Faithfully return all lines, omitting every embedded picture.

-- START OF Dataset extract --

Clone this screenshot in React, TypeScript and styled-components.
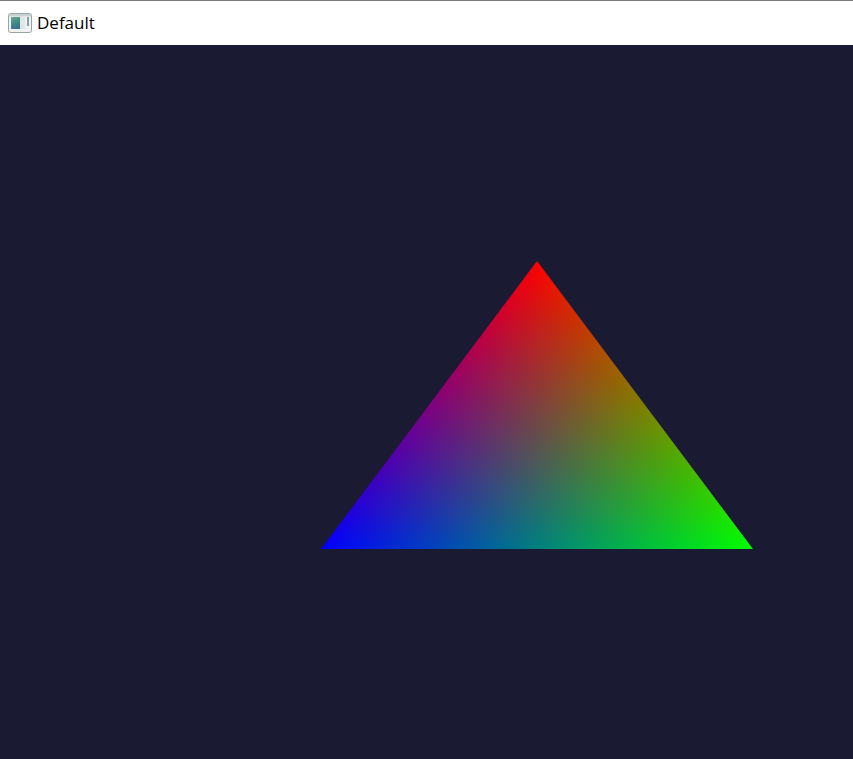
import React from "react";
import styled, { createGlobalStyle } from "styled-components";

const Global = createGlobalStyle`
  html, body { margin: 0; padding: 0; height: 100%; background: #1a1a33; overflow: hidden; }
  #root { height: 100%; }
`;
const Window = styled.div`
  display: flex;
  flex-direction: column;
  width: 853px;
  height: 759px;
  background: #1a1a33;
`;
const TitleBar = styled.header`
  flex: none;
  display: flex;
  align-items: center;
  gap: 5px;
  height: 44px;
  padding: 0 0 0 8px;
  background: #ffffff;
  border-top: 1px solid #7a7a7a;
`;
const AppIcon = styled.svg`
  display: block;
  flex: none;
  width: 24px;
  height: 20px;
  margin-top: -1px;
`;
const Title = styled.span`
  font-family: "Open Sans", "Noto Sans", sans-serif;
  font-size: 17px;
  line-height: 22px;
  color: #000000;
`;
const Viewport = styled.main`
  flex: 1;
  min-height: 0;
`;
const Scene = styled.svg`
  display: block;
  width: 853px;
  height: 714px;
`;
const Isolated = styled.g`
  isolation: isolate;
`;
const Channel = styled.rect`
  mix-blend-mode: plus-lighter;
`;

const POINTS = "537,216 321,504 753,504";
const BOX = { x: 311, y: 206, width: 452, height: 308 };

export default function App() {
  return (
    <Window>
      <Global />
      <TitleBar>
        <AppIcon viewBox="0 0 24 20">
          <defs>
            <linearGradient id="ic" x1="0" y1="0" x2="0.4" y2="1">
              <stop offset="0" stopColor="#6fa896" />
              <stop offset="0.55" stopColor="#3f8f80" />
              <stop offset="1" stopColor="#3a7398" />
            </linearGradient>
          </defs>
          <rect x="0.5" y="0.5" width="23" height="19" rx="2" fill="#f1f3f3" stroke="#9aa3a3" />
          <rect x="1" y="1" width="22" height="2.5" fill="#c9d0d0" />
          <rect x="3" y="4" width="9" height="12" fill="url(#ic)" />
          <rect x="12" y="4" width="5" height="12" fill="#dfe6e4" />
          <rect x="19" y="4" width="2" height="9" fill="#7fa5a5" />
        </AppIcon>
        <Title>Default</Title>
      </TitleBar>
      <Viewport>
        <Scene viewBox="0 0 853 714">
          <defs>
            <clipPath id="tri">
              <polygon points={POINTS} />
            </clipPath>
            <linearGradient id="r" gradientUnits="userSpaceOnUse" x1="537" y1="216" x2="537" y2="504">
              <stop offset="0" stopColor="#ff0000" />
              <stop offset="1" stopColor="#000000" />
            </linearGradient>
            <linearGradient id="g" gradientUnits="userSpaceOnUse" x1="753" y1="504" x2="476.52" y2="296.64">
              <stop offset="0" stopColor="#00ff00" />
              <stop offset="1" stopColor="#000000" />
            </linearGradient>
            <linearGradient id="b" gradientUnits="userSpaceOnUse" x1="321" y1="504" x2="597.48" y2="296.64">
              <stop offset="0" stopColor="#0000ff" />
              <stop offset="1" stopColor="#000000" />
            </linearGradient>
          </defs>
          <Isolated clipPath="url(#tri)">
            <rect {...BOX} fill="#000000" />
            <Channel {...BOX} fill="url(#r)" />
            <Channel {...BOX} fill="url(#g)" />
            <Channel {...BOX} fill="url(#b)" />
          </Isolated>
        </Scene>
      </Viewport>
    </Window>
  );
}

-- END OF Dataset extract --

| Problem solution |
Clone this screenshot in React, TypeScript and styled-components.
import React from "react";
import styled, { createGlobalStyle } from "styled-components";

const Global = createGlobalStyle`
  html, body { margin: 0; padding: 0; height: 100%; background: #1a1a33; overflow: hidden; }
  #root { height: 100%; }
`;
const Window = styled.div`
  display: flex;
  flex-direction: column;
  width: 853px;
  height: 759px;
  background: #1a1a33;
`;
const TitleBar = styled.header`
  flex: none;
  display: flex;
  align-items: center;
  gap: 5px;
  height: 44px;
  padding: 0 0 0 8px;
  background: #ffffff;
  border-top: 1px solid #7a7a7a;
`;
const AppIcon = styled.svg`
  display: block;
  flex: none;
  width: 24px;
  height: 20px;
  margin-top: -1px;
`;
const Title = styled.span`
  font-family: "Open Sans", "Noto Sans", sans-serif;
  font-size: 17px;
  line-height: 22px;
  color: #000000;
`;
const Viewport = styled.main`
  flex: 1;
  min-height: 0;
`;
const Scene = styled.svg`
  display: block;
  width: 853px;
  height: 714px;
`;
const Isolated = styled.g`
  isolation: isolate;
`;
const Channel = styled.rect`
  mix-blend-mode: plus-lighter;
`;

const POINTS = "537,216 321,504 753,504";
const BOX = { x: 311, y: 206, width: 452, height: 308 };

export default function App() {
  return (
    <Window>
      <Global />
      <TitleBar>
        <AppIcon viewBox="0 0 24 20">
          <defs>
            <linearGradient id="ic" x1="0" y1="0" x2="0.4" y2="1">
              <stop offset="0" stopColor="#6fa896" />
              <stop offset="0.55" stopColor="#3f8f80" />
              <stop offset="1" stopColor="#3a7398" />
            </linearGradient>
          </defs>
          <rect x="0.5" y="0.5" width="23" height="19" rx="2" fill="#f1f3f3" stroke="#9aa3a3" />
          <rect x="1" y="1" width="22" height="2.5" fill="#c9d0d0" />
          <rect x="3" y="4" width="9" height="12" fill="url(#ic)" />
          <rect x="12" y="4" width="5" height="12" fill="#dfe6e4" />
          <rect x="19" y="4" width="2" height="9" fill="#7fa5a5" />
        </AppIcon>
        <Title>Default</Title>
      </TitleBar>
      <Viewport>
        <Scene viewBox="0 0 853 714">
          <defs>
            <clipPath id="tri">
              <polygon points={POINTS} />
            </clipPath>
            <linearGradient id="r" gradientUnits="userSpaceOnUse" x1="537" y1="216" x2="537" y2="504">
              <stop offset="0" stopColor="#ff0000" />
              <stop offset="1" stopColor="#000000" />
            </linearGradient>
            <linearGradient id="g" gradientUnits="userSpaceOnUse" x1="753" y1="504" x2="476.52" y2="296.64">
              <stop offset="0" stopColor="#00ff00" />
              <stop offset="1" stopColor="#000000" />
            </linearGradient>
            <linearGradient id="b" gradientUnits="userSpaceOnUse" x1="321" y1="504" x2="597.48" y2="296.64">
              <stop offset="0" stopColor="#0000ff" />
              <stop offset="1" stopColor="#000000" />
            </linearGradient>
          </defs>
          <Isolated clipPath="url(#tri)">
            <rect {...BOX} fill="#000000" />
            <Channel {...BOX} fill="url(#r)" />
            <Channel {...BOX} fill="url(#g)" />
            <Channel {...BOX} fill="url(#b)" />
          </Isolated>
        </Scene>
      </Viewport>
    </Window>
  );
}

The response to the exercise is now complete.